* **Job**:
Select all lines with the string "index" in them, and copy those lines.

* **Supplied material**:
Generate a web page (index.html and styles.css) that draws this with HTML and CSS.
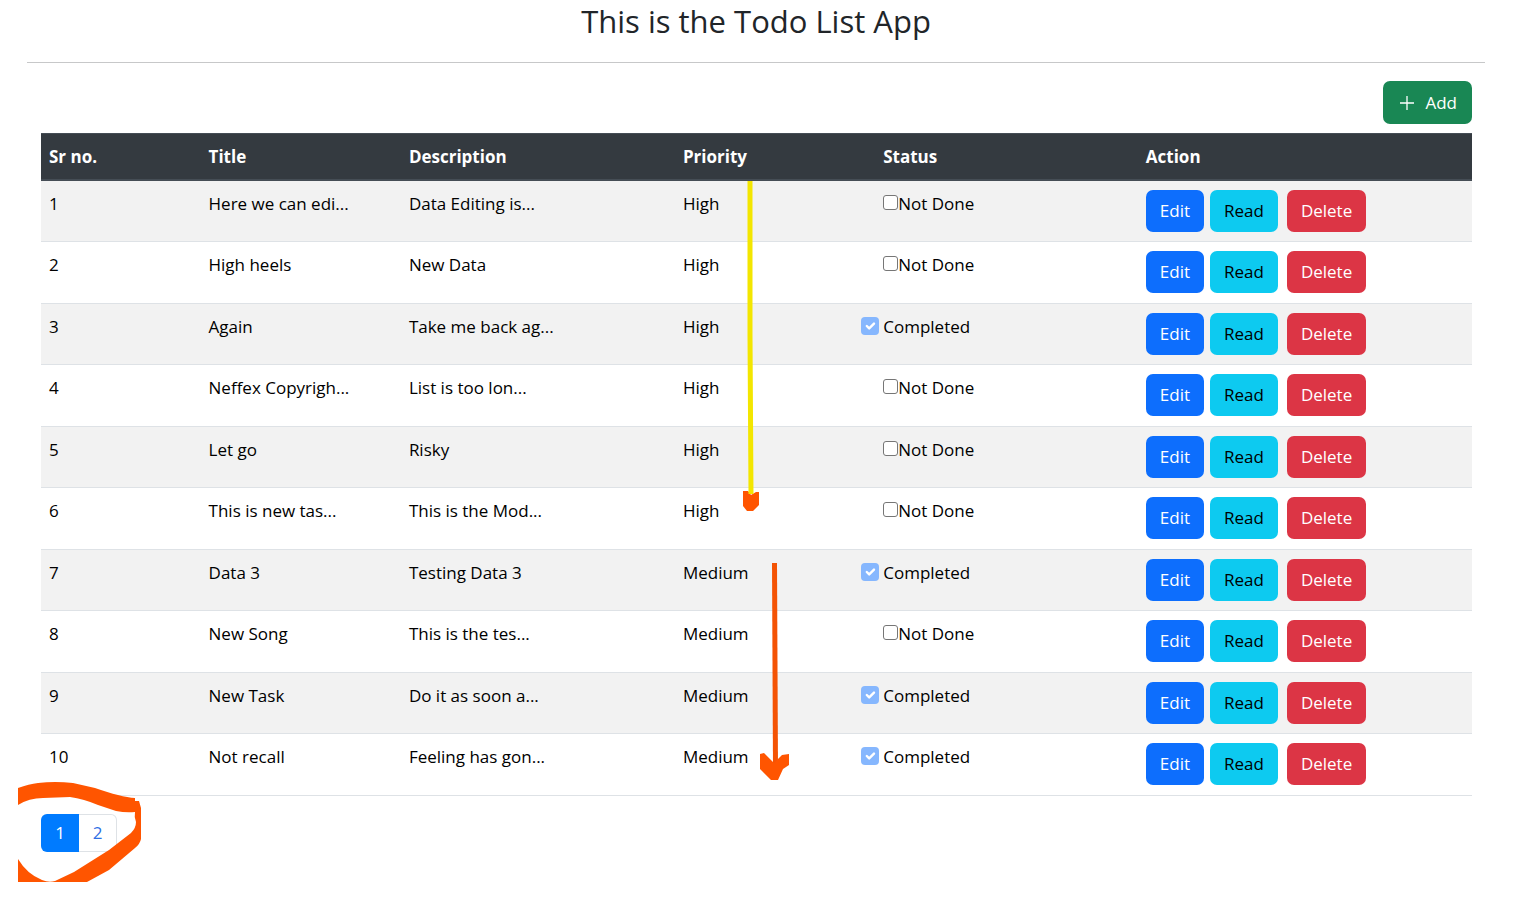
FILE: index.html
```
<!DOCTYPE html>
<html lang="en">
<head>
<meta charset="utf-8">
<title>Todo List App</title>
<link rel="stylesheet" href="styles.css">
</head>
<body>
<main class="page">
  <h1 class="page-title">This is the Todo List App</h1>
  <hr class="rule">
  <div class="content">
    <div class="toolbar">
      <button class="btn btn-add" type="button">
        <svg class="plus" viewBox="0 0 18 18" aria-hidden="true"><path d="M9 2v14M2 9h14"/></svg>
        Add
      </button>
    </div>
    <table class="tasks">
      <colgroup><col class="c-no"><col class="c-title"><col class="c-desc"><col class="c-prio"><col class="c-status"><col></colgroup>
      <thead><tr><th>Sr no.</th><th>Title</th><th>Description</th><th>Priority</th><th>Status</th><th>Action</th></tr></thead>
      <tbody id="rows"></tbody>
    </table>
    <nav class="pager" aria-label="Pages">
      <a class="pager-link active" href="#1">1</a><a class="pager-link" href="#2">2</a>
    </nav>
  </div>
  <svg class="marks" viewBox="0 0 1515 898" aria-hidden="true">
    <path d="M743 491L748 491L751 495L756 492L759 492L759 505L753 511L747 511L743 506Z" fill="#ff5500"/>
    <path d="M750 181L750 335L751 494" fill="none" stroke="#f3e600" stroke-width="5"/>
    <path d="M774.5 563L775.5 768" fill="none" stroke="#f45304" stroke-width="5"/>
    <path d="M760 754L764 753L774 763L782 755L789 754L789 765L783 769L778 780L771 780L760 769Z" fill="#ff5500"/>
    <path fill-rule="evenodd" fill="#ff5500" d="M18 788Q29 784 38 783Q55 781 73 783L95 788Q121 797 135 798L135 801L139 801L141 808L141 839Q140 844 135 848L109 870L87 882L18 882ZM18 805Q29 798 43 798L70 797Q84 799 98 805L116 811Q126 813 135 812Q134 817 136 822Q136 828 131 833L109 850L74 872L55 881Q49 883 42 880Q27 874 18 859Z"/>
  </svg>
</main>
<script src="app.js"></script>
</body>
</html>
```
FILE: styles.css
```
* { box-sizing: border-box; }

body {
  margin: 0;
  background: #fff;
  color: #000;
  font: 17px/27px "Open Sans", "Noto Sans", sans-serif;
}

.page {
  position: relative;
  padding: 0 30px 46px 27px;
}

.page-title {
  margin: 0;
  padding: 1px 0 21px;
  color: #212529;
  font-size: 31px;
  line-height: 40px;
  font-weight: 500;
  text-align: center;
}

.rule {
  margin: 0;
  border: 0;
  border-top: 1px solid #c7c8c9;
}

.content { padding: 18px 13px 0 14px; }

.toolbar {
  display: flex;
  justify-content: flex-end;
  padding-bottom: 9px;
}

.btn {
  height: 42px;
  padding: 0 14px 1px;
  border: 0;
  border-radius: 7px;
  font: inherit;
  color: #fff;
  cursor: pointer;
}

.btn-add {
  display: flex;
  align-items: center;
  gap: 9px;
  height: 43px;
  padding: 0 15px;
  background: #198754;
}

.plus {
  width: 18px;
  height: 18px;
  fill: none;
  stroke: #fff;
  stroke-width: 1.3;
}

.btn-edit { background: #0d6efd; }
.btn-read { margin-left: 6px; background: #0dcaf0; color: #000; }
.btn-delete { margin-left: 9px; background: #dc3545; }

.tasks {
  width: 100%;
  table-layout: fixed;
  border-spacing: 0;
}

.c-no { width: 11.15%; }
.c-title { width: 14%; }
.c-desc { width: 19.15%; }
.c-prio { width: 14%; }
.c-status { width: 18.35%; }

.tasks th {
  padding: 9px 8px;
  border-top: 1px solid #454d55;
  border-bottom: 2px solid #454d55;
  background: #343a40;
  color: #fff;
  text-align: left;
  font-weight: 700;
}

.tasks td {
  padding: 9px 8px;
  border-bottom: 1px solid #dee2e6;
  vertical-align: top;
}

.tasks tr:nth-child(odd) td { background: #f2f2f2; }
.tasks tr:nth-child(even) td { padding-bottom: 10px; }

.actions { display: flex; }

.status {
  display: flex;
  align-items: flex-start;
}

.check {
  flex: none;
  width: 15px;
  height: 15px;
  margin: 5px 0 0;
  appearance: none;
  border: 1px solid #767676;
  border-radius: 3px;
  background: #fff;
}

.check:checked {
  width: 18px;
  height: 18px;
  margin: 4px 4px 0 -22px;
  border: 0;
  border-radius: 4px;
  background: #86b7fe url("data:image/svg+xml,%3Csvg xmlns='http://www.w3.org/2000/svg' viewBox='0 0 20 20'%3E%3Cpath fill='none' stroke='%23fff' stroke-linecap='round' stroke-linejoin='round' stroke-width='3' d='m6 10 3 3 6-6'/%3E%3C/svg%3E") center / 16px no-repeat;
}

.pager {
  display: flex;
  padding-top: 18px;
}

.pager-link {
  width: 38px;
  height: 38px;
  border: 1px solid #dee2e6;
  border-left: 0;
  border-radius: 0 6px 6px 0;
  color: #2f6fe4;
  line-height: 36px;
  text-align: center;
  text-decoration: none;
}

.pager-link.active {
  border: 0;
  border-radius: 6px 0 0 6px;
  background: #007bff;
  color: #fff;
  line-height: 38px;
}

.marks {
  position: absolute;
  top: 0;
  left: 0;
  width: 100%;
  pointer-events: none;
}
```
FILE: app.js
```
const tasks = [
  ["Here we can edi...", "Data Editing is...", "High", false],
  ["High heels", "New Data", "High", false],
  ["Again", "Take me back ag...", "High", true],
  ["Neffex Copyrigh...", "List is too lon...", "High", false],
  ["Let go", "Risky", "High", false],
  ["This is new tas...", "This is the Mod...", "High", false],
  ["Data 3", "Testing Data 3", "Medium", true],
  ["New Song", "This is the tes...", "Medium", false],
  ["New Task", "Do it as soon a...", "Medium", true],
  ["Not recall", "Feeling has gon...", "Medium", true]
];

document.getElementById("rows").innerHTML = tasks.map(([title, text, priority, done], i) => `
  <tr>
    <td>${i + 1}</td><td>${title}</td><td>${text}</td><td>${priority}</td>
    <td><div class="status"><input class="check" type="checkbox" id="s${i}"${done ? " checked disabled" : ""}><label for="s${i}">${done ? "Completed" : "Not Done"}</label></div></td>
    <td><div class="actions"><button class="btn btn-edit" type="button">Edit</button><button class="btn btn-read" type="button">Read</button><button class="btn btn-delete" type="button">Delete</button></div></td>
  </tr>`).join("");
```
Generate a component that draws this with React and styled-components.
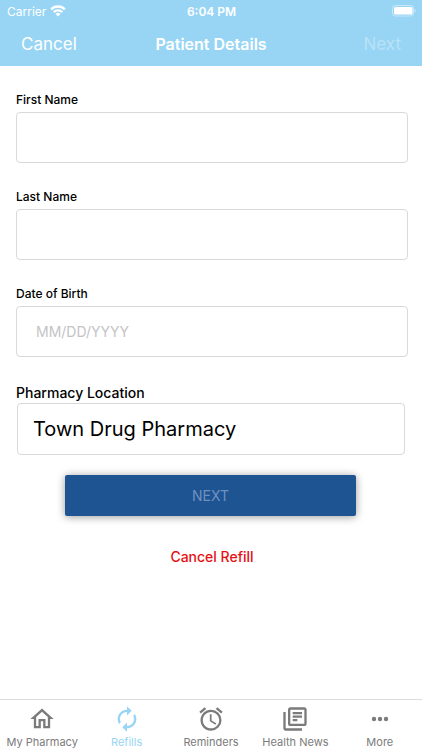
import React from "react";
import styled, { createGlobalStyle } from 'styled-components';
import { MdOutlineHome, MdAutorenew, MdAccessAlarm, MdOutlineLibraryBooks } from 'react-icons/md';


const tabs = [
  { name: 'My Pharmacy', Icon: MdOutlineHome },
  { name: 'Refills', Icon: MdAutorenew, active: true },
  { name: 'Reminders', Icon: MdAccessAlarm },
  { name: 'Health News', Icon: MdOutlineLibraryBooks },
  { name: 'More', Icon: DotsIcon },
]

function DotsIcon() {
  return (
    <svg viewBox="0 0 28 28" fill="currentColor">
      <circle cx="8" cy="14" r="2.2" />
      <circle cx="14" cy="14" r="2.2" />
      <circle cx="20" cy="14" r="2.2" />
    </svg>
  )
}

function WifiIcon() {
  return (
    <svg width="16" height="12" viewBox="0 0 16 12" fill="none" stroke="#fff" strokeWidth="2.4">
      <path d="M1.2 4.3a9.6 9.6 0 0 1 13.6 0" />
      <path d="M3.8 7.1a6 6 0 0 1 8.4 0" />
      <path d="M8 11.4 5.6 9a3.4 3.4 0 0 1 4.8 0z" fill="#fff" stroke="none" />
    </svg>
  )
}

function BatteryIcon() {
  return (
    <svg width="25" height="12" viewBox="0 0 25 12">
      <rect x="1.5" y=".5" width="21" height="10.5" rx="3" fill="none" stroke="#fff" strokeOpacity=".45" />
      <rect x="3" y="2" width="18.5" height="7.5" rx="1.5" fill="#fff" />
      <path d="M23.6 4v3.6c.7-.3 1.1-1 1.1-1.8s-.4-1.5-1.1-1.8z" fill="#fff" fillOpacity=".5" />
    </svg>
  )
}

function Field({ id, label, placeholder }) {
  return (
    <FieldContainer>
      <Label htmlFor={id}>{label}</Label>
      <Input id={id} type='text' placeholder={placeholder} />
    </FieldContainer>
  )
}

function App() {

  return (
    <Screen>
      <GlobalStyle />
      <Header>
        <StatusBar>
          <Carrier>Carrier <WifiIcon /></Carrier>
          <Time>6:04 PM</Time>
          <Battery><BatteryIcon /></Battery>
        </StatusBar>
        <NavBar>
          <NavButton type='button'>Cancel</NavButton>
          <Title>Patient Details</Title>
          <NavButton type='button' $right disabled>Next</NavButton>
        </NavBar>
      </Header>
      <Form>
        <Field id='firstName' label='First Name' />
        <Field id='lastName' label='Last Name' />
        <Field id='birthDate' label='Date of Birth' placeholder='MM/DD/YYYY' />
        <Label htmlFor='location' $large>Pharmacy Location</Label>
        <Select id='location'>
          <option>Town Drug Pharmacy</option>
        </Select>
        <NextButton type='button' disabled>NEXT</NextButton>
        <CancelButton type='button'>Cancel Refill</CancelButton>
      </Form>
      <TabBar>
        {tabs.map(({ name, Icon, active }) => (
          <Tab key={name} href='#' $active={active}>
            <Icon />
            {name}
          </Tab>
        ))}
      </TabBar>
    </Screen>
  )
}

export default App;

const GlobalStyle = createGlobalStyle`
  * {
    box-sizing: border-box;
  }

  body {
    margin: 0;
    background: #fff;
    color: #000;
    font-family: Inter, "Liberation Sans", sans-serif;
  }

  button, input, select {
    font-family: inherit;
  }
`

const Screen = styled.div`
  display: flex;
  flex-direction: column;
  min-height: 100vh;
`

const Header = styled.header`
  background: #98d5f4;
  color: #fff;
`

const StatusBar = styled.div`
  display: grid;
  grid-template-columns: 1fr auto 1fr;
  align-items: center;
  height: 22px;
  padding: 0 6px 0 7px;
  font-size: 12px;
`

const Carrier = styled.span`
  display: flex;
  align-items: center;
  gap: 4px;
`

const Time = styled.span`
  font-weight: 600;
`

const Battery = styled.span`
  display: flex;
  justify-content: flex-end;
`

const NavBar = styled.div`
  display: grid;
  grid-template-columns: 1fr auto 1fr;
  align-items: center;
  height: 44px;
  padding: 0 21px;
`

const NavButton = styled.button`
  justify-self: ${({ $right }) => $right ? 'end' : 'start'};
  padding: 0;
  border: 0;
  background: none;
  color: #fff;
  font-size: 17px;

  &:disabled {
    color: #b9e2f7;
  }
`

const Title = styled.h1`
  margin: 0;
  font-size: 16px;
  font-weight: 600;
`

const Form = styled.form`
  display: flex;
  flex-direction: column;
  flex: 1;
  padding: 26px 14px 24px 16px;
`

const FieldContainer = styled.div`
  display: flex;
  flex-direction: column;
  gap: 4px;
  margin-bottom: 26px;
`

const Label = styled.label`
  font-size: ${({ $large }) => $large ? '14px' : '12px'};
  font-weight: 500;
  line-height: ${({ $large }) => $large ? '20px' : '16px'};
`

const Input = styled.input`
  width: 100%;
  height: 51px;
  padding: 0 19px;
  border: 1px solid #d9d9d9;
  border-radius: 4px;
  background: #fff;
  font-size: 14px;

  &::placeholder {
    color: #c4c4c6;
  }
`

const Select = styled.select`
  appearance: none;
  height: 52px;
  margin: 0 3px 0 1px;
  padding: 0 15px;
  border: 1px solid #d9d9d9;
  border-radius: 4px;
  background: #fff;
  color: #000;
  font-size: 20px;
`

const NextButton = styled.button`
  height: 41px;
  margin: 20px 52px 0 49px;
  border: 0;
  border-radius: 2px;
  background: #1f5493;
  box-shadow: 0 1px 8px rgba(0, 0, 0, .4);
  font-size: 14px;

  &:disabled {
    color: #6f92bf;
  }
`

const CancelButton = styled.button`
  align-self: center;
  margin-top: 31px;
  padding: 0;
  border: 0;
  background: none;
  color: #e60f14;
  font-size: 14px;
  font-weight: 500;
  line-height: 20px;
`

const TabBar = styled.nav`
  display: grid;
  grid-template-columns: repeat(5, 1fr);
  height: 51px;
  border-top: 1px solid #dcdcdc;
`

const Tab = styled.a`
  display: flex;
  flex-direction: column;
  align-items: center;
  gap: 1px;
  padding-top: 5px;
  color: ${({ $active }) => $active ? '#98d5f4' : '#7b7b7b'};
  font-size: 11px;
  line-height: 16px;
  text-decoration: none;
  white-space: nowrap;

  & svg {
    width: 28px;
    height: 28px;
  }
`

* **Answer in full**:
Generate a web page (index.html and styles.css) that draws this with HTML and CSS.
FILE: index.html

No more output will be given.